Task objective :: From the listing below, pull out every line where the string "that" appears.

[Stored entries]
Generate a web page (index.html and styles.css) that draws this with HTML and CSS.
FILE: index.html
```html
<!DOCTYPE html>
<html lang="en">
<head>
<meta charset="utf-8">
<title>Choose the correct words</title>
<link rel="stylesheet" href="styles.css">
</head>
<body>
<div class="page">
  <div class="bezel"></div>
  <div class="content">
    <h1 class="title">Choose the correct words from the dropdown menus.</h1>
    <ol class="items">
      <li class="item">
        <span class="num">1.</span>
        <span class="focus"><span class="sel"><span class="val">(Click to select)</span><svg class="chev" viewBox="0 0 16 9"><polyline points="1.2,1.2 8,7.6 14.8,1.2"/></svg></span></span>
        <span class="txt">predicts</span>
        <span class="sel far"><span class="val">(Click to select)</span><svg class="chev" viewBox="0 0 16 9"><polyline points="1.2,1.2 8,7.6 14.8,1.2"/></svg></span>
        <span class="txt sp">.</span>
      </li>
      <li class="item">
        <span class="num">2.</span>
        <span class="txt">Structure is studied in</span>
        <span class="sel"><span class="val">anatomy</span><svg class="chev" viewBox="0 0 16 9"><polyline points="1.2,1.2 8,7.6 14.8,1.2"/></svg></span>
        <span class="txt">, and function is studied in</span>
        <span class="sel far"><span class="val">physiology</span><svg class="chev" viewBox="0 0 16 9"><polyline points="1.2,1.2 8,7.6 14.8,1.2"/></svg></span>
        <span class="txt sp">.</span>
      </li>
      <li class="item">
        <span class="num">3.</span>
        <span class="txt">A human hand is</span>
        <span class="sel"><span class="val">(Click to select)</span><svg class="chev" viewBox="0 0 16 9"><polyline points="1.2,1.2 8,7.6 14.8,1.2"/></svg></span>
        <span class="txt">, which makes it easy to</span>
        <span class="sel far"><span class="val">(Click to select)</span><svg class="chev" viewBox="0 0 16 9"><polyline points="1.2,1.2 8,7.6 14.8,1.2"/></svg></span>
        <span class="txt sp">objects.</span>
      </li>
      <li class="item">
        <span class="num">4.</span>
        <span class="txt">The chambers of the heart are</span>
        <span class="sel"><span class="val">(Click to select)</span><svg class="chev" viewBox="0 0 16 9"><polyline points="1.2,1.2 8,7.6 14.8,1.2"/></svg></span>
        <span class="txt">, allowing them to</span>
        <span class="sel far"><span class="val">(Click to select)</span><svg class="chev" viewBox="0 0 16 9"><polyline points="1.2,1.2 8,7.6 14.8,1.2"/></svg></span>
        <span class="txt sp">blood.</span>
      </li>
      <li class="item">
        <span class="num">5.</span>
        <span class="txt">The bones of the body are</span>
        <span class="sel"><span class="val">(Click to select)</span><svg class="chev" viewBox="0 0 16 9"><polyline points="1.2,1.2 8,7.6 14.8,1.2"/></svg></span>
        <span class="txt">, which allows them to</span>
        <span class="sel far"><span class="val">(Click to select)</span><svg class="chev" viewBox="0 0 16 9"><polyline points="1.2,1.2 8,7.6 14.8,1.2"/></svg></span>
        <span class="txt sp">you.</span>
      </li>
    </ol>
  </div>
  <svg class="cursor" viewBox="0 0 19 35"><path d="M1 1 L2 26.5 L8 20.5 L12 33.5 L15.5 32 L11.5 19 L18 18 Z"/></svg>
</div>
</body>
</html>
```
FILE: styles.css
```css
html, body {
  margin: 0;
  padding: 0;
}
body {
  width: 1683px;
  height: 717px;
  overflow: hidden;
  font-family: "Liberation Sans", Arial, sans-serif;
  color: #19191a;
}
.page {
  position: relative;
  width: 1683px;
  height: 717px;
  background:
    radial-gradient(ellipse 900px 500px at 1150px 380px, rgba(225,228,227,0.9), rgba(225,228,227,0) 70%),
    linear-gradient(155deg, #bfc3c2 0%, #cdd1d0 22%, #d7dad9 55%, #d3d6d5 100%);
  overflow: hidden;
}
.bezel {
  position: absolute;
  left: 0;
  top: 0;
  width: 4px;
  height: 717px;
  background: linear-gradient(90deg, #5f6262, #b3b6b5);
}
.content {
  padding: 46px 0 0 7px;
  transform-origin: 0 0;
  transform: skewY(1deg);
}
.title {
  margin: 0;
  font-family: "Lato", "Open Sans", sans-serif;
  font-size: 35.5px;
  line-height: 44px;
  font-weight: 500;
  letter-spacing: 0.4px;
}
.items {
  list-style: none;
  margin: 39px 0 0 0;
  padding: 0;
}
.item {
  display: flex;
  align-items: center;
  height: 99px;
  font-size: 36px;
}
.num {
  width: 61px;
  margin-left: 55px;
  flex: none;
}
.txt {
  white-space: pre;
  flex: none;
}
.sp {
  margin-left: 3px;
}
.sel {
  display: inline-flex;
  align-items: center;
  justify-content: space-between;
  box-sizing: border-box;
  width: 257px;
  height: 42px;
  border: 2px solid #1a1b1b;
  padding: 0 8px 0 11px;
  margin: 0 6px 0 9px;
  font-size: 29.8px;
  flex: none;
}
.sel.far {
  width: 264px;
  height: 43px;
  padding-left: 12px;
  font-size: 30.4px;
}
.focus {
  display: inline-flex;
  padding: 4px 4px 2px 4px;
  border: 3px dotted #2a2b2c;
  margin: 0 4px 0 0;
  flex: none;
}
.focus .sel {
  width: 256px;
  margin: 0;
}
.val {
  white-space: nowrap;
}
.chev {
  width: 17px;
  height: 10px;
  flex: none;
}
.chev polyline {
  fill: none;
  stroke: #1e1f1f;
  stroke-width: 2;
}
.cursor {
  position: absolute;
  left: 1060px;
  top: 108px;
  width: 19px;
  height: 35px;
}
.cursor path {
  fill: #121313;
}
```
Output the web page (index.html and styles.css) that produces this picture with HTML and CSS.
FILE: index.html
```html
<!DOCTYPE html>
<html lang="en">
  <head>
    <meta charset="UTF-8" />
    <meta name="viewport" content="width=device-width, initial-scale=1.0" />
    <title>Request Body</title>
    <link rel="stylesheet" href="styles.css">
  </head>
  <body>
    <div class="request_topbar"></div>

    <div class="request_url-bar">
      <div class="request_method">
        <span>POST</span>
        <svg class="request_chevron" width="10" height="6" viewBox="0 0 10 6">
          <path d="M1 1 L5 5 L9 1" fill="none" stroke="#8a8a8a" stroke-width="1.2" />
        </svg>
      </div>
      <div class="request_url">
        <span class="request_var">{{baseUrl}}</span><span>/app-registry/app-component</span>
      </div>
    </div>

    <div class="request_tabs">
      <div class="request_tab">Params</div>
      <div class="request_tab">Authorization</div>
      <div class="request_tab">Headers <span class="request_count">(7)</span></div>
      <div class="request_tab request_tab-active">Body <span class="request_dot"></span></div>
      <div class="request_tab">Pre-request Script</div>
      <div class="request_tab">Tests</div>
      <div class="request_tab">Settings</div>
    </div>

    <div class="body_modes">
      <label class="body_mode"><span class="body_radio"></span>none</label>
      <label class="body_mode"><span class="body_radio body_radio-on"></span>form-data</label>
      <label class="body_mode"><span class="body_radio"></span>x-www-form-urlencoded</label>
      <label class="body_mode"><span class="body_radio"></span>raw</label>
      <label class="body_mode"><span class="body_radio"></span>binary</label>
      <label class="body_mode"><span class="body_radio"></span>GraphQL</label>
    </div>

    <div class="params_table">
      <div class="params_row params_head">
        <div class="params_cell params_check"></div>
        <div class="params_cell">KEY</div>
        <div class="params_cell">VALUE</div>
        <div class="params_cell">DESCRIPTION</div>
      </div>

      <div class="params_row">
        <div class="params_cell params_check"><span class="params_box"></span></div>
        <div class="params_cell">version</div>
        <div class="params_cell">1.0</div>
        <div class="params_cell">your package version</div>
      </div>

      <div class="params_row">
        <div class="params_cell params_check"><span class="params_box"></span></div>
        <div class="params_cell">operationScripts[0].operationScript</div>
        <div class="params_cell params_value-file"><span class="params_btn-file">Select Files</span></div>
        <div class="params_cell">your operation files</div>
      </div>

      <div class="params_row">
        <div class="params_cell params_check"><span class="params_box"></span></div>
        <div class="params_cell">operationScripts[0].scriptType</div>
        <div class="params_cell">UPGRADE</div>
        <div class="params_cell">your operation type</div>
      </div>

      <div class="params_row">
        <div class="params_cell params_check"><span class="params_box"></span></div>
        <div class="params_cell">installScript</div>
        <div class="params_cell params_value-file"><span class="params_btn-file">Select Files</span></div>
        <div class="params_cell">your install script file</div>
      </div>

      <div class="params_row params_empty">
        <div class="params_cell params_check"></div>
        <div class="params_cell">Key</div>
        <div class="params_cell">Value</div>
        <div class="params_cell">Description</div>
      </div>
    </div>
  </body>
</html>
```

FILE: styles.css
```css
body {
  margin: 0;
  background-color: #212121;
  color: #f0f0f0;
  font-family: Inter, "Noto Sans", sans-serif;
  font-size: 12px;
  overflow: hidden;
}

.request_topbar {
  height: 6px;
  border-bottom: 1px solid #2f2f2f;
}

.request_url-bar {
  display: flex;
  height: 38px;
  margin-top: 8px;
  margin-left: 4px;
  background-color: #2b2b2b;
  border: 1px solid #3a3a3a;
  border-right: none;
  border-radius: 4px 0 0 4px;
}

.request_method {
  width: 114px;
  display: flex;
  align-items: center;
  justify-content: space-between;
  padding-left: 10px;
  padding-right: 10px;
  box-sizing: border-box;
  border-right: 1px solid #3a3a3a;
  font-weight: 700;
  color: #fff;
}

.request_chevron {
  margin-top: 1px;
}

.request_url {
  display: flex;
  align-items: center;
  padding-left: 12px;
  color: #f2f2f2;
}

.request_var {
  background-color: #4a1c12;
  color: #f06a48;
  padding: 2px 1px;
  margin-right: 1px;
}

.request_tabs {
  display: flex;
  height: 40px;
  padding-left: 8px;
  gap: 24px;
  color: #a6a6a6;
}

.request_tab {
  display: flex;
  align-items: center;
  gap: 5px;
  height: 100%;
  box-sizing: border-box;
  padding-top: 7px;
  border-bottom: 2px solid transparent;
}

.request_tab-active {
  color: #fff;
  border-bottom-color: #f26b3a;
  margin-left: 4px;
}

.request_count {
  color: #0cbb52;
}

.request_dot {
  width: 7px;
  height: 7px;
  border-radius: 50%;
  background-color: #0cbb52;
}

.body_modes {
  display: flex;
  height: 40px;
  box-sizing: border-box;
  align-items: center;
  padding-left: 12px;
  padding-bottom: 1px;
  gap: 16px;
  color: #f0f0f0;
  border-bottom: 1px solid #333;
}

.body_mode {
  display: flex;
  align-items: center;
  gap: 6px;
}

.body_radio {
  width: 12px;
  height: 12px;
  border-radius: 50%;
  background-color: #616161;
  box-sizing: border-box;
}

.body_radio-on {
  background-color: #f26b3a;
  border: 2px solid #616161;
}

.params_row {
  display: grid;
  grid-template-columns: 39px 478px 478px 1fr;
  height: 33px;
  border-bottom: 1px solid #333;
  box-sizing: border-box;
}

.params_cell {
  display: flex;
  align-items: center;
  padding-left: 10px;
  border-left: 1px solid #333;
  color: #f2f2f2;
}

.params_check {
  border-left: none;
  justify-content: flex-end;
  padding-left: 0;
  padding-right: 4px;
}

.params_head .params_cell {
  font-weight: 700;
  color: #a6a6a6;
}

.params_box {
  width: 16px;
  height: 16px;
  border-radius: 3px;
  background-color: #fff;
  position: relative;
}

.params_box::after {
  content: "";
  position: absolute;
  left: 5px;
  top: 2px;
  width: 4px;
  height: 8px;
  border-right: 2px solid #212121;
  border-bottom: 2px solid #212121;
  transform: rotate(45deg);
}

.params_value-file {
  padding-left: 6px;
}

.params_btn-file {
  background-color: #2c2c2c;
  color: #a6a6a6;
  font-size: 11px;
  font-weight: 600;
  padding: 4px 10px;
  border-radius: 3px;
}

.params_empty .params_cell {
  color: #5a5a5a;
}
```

Written solution ::
Generate a web page (index.html and styles.css) that draws this with HTML and CSS.
Output the web page (index.html and styles.css) that produces this picture with HTML and CSS.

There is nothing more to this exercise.